__RECORDED INFORMATION__:
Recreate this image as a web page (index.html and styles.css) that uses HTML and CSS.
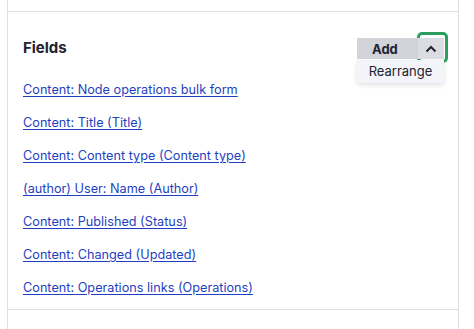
FILE: index.html
```html
<!DOCTYPE html>
<html lang="en">

<head>
    <meta charset="UTF-8">
    <meta name="viewport" content="width=device-width, initial-scale=1.0">
    <title>Fields</title>
    <link rel="stylesheet" href="styles.css">
</head>

<body>
    <div class="panel">
        <div class="section section-top"></div>

        <!-- Fields section -->
        <div class="section">
            <div class="section-header">
                <h3>Fields</h3>
                <div class="dropbutton">
                    <span class="focus-ring"></span>
                    <button class="drop-main">Add</button>
                    <button class="drop-toggle">
                        <svg width="12" height="8" viewBox="0 0 12 8">
                            <path d="M1.5 6.5 L6 2 L10.5 6.5" fill="none" stroke="#222330" stroke-width="2" />
                        </svg>
                    </button>
                    <ul class="drop-menu">
                        <li><a href="#">Rearrange</a></li>
                    </ul>
                </div>
            </div>

            <ul class="field-list">
                <li><a href="#">Content: Node operations bulk form</a></li>
                <li><a href="#">Content: Title (Title)</a></li>
                <li><a href="#">Content: Content type (Content type)</a></li>
                <li><a href="#">(author) User: Name (Author)</a></li>
                <li><a href="#">Content: Published (Status)</a></li>
                <li><a href="#">Content: Changed (Updated)</a></li>
                <li><a href="#">Content: Operations links (Operations)</a></li>
            </ul>
        </div>

        <div class="section section-bottom"></div>
    </div>
</body>

</html>
```

FILE: styles.css
```css
/* Global Styles */
body {
    font-family: Inter, "Noto Sans", sans-serif;
    margin: 0;
    padding: 0;
    background-color: #ffffff;
    color: #222330;
    overflow: hidden;
}

.panel {
    margin-left: 7px;
    width: 452px;
}

.section {
    border-left: 1px solid #dedfe4;
    border-right: 1px solid #dedfe4;
    border-bottom: 1px solid #dedfe4;
    padding: 26px 14px 11px 15px;
}

.section-top {
    height: 11px;
    padding: 0;
}

.section-bottom {
    height: 19px;
    padding: 0;
    border-bottom: none;
}

/* Header row */
.section-header {
    display: flex;
    justify-content: space-between;
    align-items: center;
    height: 21px;
}

.section-header h3 {
    margin: 0 0 2px 0;
    font-size: 15px;
    font-weight: 700;
}

/* Dropbutton */
.dropbutton {
    position: relative;
    display: flex;
}

.dropbutton button {
    border: none;
    margin: 0;
    font-family: inherit;
    color: #222330;
}

.drop-main {
    position: relative;
    z-index: 2;
    width: 61px;
    height: 21px;
    padding: 0 0 0 15px;
    text-align: left;
    font-size: 13px;
    font-weight: 700;
    background-color: #d3d4d9;
}

.drop-toggle {
    position: relative;
    z-index: 2;
    width: 26px;
    height: 21px;
    padding: 0;
    background-color: #dcdde2;
    display: flex;
    align-items: center;
    justify-content: center;
}

.focus-ring {
    position: absolute;
    z-index: 1;
    top: -6px;
    left: 60px;
    width: 25px;
    height: 25px;
    border: 3px solid #2c9f5f;
    border-radius: 5px;
}

.drop-menu {
    position: absolute;
    z-index: 3;
    top: 22px;
    left: 0;
    width: 87px;
    margin: 0;
    padding: 0;
    list-style-type: none;
    background-color: #f3f4f9;
    box-shadow: 0 2px 5px rgba(0, 0, 0, 0.12);
}

.drop-menu a {
    display: block;
    height: 23px;
    line-height: 23px;
    text-align: center;
    font-size: 13px;
    color: #222330;
    text-decoration: none;
}

/* Field links */
.field-list {
    list-style-type: none;
    margin: 21px 0 0 0;
    padding: 0;
    display: flex;
    flex-direction: column;
    gap: 13px;
}

.field-list li {
    font-size: 12.7px;
    line-height: 20px;
}

.field-list a {
    color: #1f3fc2;
    text-decoration: underline;
    text-underline-offset: 2px;
}
```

__TASK PROMPT__: Omit every picture while copying the listing above exactly.

__COMPLETE ANSWER__:
Recreate this image as a web page (index.html and styles.css) that uses HTML and CSS.
FILE: index.html
```html
<!DOCTYPE html>
<html lang="en">

<head>
    <meta charset="UTF-8">
    <meta name="viewport" content="width=device-width, initial-scale=1.0">
    <title>Fields</title>
    <link rel="stylesheet" href="styles.css">
</head>

<body>
    <div class="panel">
        <div class="section section-top"></div>

        <!-- Fields section -->
        <div class="section">
            <div class="section-header">
                <h3>Fields</h3>
                <div class="dropbutton">
                    <span class="focus-ring"></span>
                    <button class="drop-main">Add</button>
                    <button class="drop-toggle">
                        <svg width="12" height="8" viewBox="0 0 12 8">
                            <path d="M1.5 6.5 L6 2 L10.5 6.5" fill="none" stroke="#222330" stroke-width="2" />
                        </svg>
                    </button>
                    <ul class="drop-menu">
                        <li><a href="#">Rearrange</a></li>
                    </ul>
                </div>
            </div>

            <ul class="field-list">
                <li><a href="#">Content: Node operations bulk form</a></li>
                <li><a href="#">Content: Title (Title)</a></li>
                <li><a href="#">Content: Content type (Content type)</a></li>
                <li><a href="#">(author) User: Name (Author)</a></li>
                <li><a href="#">Content: Published (Status)</a></li>
                <li><a href="#">Content: Changed (Updated)</a></li>
                <li><a href="#">Content: Operations links (Operations)</a></li>
            </ul>
        </div>

        <div class="section section-bottom"></div>
    </div>
</body>

</html>
```

FILE: styles.css
```css
/* Global Styles */
body {
    font-family: Inter, "Noto Sans", sans-serif;
    margin: 0;
    padding: 0;
    background-color: #ffffff;
    color: #222330;
    overflow: hidden;
}

.panel {
    margin-left: 7px;
    width: 452px;
}

.section {
    border-left: 1px solid #dedfe4;
    border-right: 1px solid #dedfe4;
    border-bottom: 1px solid #dedfe4;
    padding: 26px 14px 11px 15px;
}

.section-top {
    height: 11px;
    padding: 0;
}

.section-bottom {
    height: 19px;
    padding: 0;
    border-bottom: none;
}

/* Header row */
.section-header {
    display: flex;
    justify-content: space-between;
    align-items: center;
    height: 21px;
}

.section-header h3 {
    margin: 0 0 2px 0;
    font-size: 15px;
    font-weight: 700;
}

/* Dropbutton */
.dropbutton {
    position: relative;
    display: flex;
}

.dropbutton button {
    border: none;
    margin: 0;
    font-family: inherit;
    color: #222330;
}

.drop-main {
    position: relative;
    z-index: 2;
    width: 61px;
    height: 21px;
    padding: 0 0 0 15px;
    text-align: left;
    font-size: 13px;
    font-weight: 700;
    background-color: #d3d4d9;
}

.drop-toggle {
    position: relative;
    z-index: 2;
    width: 26px;
    height: 21px;
    padding: 0;
    background-color: #dcdde2;
    display: flex;
    align-items: center;
    justify-content: center;
}

.focus-ring {
    position: absolute;
    z-index: 1;
    top: -6px;
    left: 60px;
    width: 25px;
    height: 25px;
    border: 3px solid #2c9f5f;
    border-radius: 5px;
}

.drop-menu {
    position: absolute;
    z-index: 3;
    top: 22px;
    left: 0;
    width: 87px;
    margin: 0;
    padding: 0;
    list-style-type: none;
    background-color: #f3f4f9;
    box-shadow: 0 2px 5px rgba(0, 0, 0, 0.12);
}

.drop-menu a {
    display: block;
    height: 23px;
    line-height: 23px;
    text-align: center;
    font-size: 13px;
    color: #222330;
    text-decoration: none;
}

/* Field links */
.field-list {
    list-style-type: none;
    margin: 21px 0 0 0;
    padding: 0;
    display: flex;
    flex-direction: column;
    gap: 13px;
}

.field-list li {
    font-size: 12.7px;
    line-height: 20px;
}

.field-list a {
    color: #1f3fc2;
    text-decoration: underline;
    text-underline-offset: 2px;
}
```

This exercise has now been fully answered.